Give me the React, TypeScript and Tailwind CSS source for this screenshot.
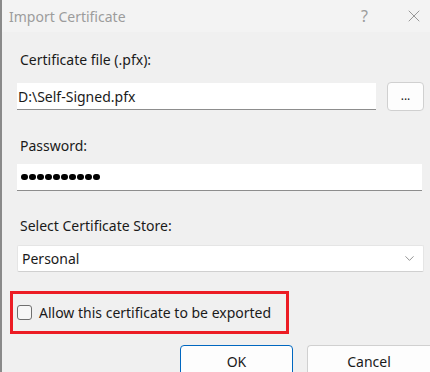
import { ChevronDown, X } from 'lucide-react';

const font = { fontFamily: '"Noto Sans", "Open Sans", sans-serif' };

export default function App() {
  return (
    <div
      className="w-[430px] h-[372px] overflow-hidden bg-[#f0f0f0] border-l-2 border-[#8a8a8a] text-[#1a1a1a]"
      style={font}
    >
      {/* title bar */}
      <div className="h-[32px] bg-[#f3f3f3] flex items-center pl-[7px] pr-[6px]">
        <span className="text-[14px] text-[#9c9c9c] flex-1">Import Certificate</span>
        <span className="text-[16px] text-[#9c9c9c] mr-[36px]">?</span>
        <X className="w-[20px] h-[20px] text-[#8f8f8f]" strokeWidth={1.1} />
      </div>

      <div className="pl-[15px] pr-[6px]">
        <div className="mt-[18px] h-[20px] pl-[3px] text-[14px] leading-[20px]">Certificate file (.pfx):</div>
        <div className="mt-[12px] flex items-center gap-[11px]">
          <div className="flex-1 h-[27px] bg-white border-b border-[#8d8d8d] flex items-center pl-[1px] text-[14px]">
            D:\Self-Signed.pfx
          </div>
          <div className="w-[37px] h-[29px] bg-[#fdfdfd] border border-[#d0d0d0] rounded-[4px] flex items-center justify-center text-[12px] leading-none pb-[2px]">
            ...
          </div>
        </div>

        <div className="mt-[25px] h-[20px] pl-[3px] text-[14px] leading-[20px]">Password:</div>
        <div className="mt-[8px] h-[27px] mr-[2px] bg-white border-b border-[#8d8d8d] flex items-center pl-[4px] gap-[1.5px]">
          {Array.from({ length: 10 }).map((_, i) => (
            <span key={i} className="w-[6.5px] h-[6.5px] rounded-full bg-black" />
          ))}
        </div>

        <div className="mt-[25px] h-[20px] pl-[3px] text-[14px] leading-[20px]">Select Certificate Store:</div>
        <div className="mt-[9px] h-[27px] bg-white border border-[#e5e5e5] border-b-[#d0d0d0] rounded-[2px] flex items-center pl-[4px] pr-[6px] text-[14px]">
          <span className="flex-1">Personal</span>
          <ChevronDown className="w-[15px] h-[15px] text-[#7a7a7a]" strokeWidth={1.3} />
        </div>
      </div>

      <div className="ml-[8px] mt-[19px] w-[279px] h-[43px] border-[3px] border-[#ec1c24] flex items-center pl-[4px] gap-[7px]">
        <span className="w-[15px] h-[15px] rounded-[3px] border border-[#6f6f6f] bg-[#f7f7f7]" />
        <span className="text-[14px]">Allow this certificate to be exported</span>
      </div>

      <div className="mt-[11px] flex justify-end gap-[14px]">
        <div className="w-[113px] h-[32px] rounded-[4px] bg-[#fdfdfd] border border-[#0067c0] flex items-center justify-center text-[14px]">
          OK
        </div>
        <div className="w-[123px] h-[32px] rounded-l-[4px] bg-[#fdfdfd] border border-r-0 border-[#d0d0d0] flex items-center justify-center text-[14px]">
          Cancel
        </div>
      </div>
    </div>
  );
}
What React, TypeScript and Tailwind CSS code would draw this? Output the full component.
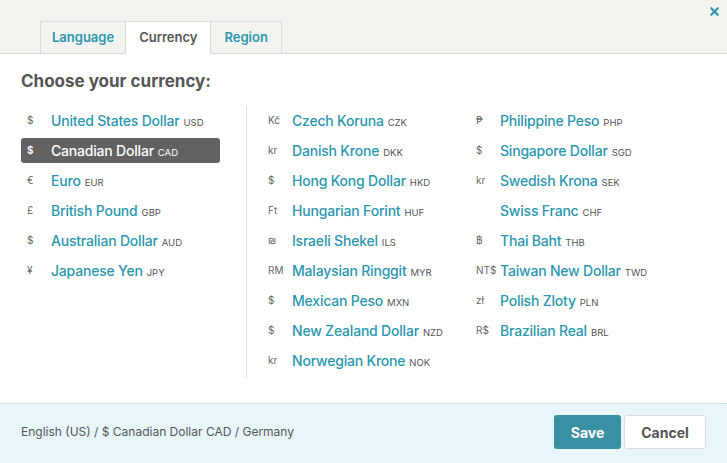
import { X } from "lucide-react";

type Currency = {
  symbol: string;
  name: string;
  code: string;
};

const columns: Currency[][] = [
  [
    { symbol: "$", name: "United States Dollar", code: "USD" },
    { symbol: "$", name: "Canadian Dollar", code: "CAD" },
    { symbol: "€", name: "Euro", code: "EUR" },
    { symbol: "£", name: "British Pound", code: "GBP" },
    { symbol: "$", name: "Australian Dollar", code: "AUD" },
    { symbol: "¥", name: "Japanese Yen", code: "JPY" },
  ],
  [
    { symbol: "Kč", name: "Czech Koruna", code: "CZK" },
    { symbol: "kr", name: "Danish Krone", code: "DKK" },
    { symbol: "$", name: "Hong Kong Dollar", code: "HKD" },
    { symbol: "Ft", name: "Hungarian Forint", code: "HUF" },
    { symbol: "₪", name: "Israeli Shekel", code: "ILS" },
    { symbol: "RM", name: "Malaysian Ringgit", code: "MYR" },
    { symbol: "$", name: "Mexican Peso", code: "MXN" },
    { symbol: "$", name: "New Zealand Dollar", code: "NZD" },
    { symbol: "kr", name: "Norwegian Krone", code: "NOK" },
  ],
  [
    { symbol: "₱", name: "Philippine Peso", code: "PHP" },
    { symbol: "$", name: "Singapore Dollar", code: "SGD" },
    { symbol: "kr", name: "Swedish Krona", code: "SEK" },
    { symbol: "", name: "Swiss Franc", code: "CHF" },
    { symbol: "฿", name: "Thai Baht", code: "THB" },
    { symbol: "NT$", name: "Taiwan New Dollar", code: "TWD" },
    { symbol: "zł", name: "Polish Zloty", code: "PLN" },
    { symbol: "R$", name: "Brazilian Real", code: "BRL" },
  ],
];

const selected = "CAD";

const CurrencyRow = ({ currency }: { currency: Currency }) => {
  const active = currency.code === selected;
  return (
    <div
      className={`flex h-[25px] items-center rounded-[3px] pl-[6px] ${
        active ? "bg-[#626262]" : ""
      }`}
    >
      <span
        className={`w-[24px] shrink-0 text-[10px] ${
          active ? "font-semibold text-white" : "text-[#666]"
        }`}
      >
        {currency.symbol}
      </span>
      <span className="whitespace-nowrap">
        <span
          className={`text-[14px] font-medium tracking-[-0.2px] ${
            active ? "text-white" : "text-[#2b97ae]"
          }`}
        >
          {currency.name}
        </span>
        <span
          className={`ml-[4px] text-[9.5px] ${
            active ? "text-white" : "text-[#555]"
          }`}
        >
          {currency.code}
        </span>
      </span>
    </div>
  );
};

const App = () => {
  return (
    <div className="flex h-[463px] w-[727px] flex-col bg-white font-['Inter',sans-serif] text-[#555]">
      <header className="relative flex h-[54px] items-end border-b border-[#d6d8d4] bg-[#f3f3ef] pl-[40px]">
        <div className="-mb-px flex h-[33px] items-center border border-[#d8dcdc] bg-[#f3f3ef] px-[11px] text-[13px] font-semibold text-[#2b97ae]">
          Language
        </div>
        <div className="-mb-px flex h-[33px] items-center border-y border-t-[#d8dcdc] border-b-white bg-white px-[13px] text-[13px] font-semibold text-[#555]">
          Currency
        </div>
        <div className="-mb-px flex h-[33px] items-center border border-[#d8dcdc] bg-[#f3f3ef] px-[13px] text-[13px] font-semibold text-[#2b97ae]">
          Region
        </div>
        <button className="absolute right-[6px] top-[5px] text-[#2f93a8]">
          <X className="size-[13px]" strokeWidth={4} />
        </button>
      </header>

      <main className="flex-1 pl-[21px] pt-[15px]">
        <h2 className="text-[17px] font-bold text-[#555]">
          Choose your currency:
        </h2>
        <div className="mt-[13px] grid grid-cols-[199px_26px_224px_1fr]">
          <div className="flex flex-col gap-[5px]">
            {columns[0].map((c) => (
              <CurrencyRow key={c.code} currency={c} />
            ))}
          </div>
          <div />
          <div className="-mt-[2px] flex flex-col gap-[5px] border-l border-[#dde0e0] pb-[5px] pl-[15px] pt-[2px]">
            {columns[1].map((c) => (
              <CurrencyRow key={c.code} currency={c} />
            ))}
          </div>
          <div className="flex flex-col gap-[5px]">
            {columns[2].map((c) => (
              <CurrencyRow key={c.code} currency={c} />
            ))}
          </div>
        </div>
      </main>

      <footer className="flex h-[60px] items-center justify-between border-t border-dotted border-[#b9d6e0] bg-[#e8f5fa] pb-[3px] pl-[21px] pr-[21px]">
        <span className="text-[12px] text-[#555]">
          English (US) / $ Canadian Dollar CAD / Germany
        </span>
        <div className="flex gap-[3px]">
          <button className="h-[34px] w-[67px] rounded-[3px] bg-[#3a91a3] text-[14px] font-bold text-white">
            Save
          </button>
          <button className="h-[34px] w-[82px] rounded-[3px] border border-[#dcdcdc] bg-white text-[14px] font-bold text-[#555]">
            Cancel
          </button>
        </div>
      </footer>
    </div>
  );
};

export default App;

───

### PROBLEM TO WORK ON
Extract every line above that contains the word "this".

### RESULT OF THE TASK
Give me the React, TypeScript and Tailwind CSS source for this screenshot.
        <span className="text-[14px]">Allow this certificate to be exported</span>
What React, TypeScript and Tailwind CSS code would draw this? Output the full component.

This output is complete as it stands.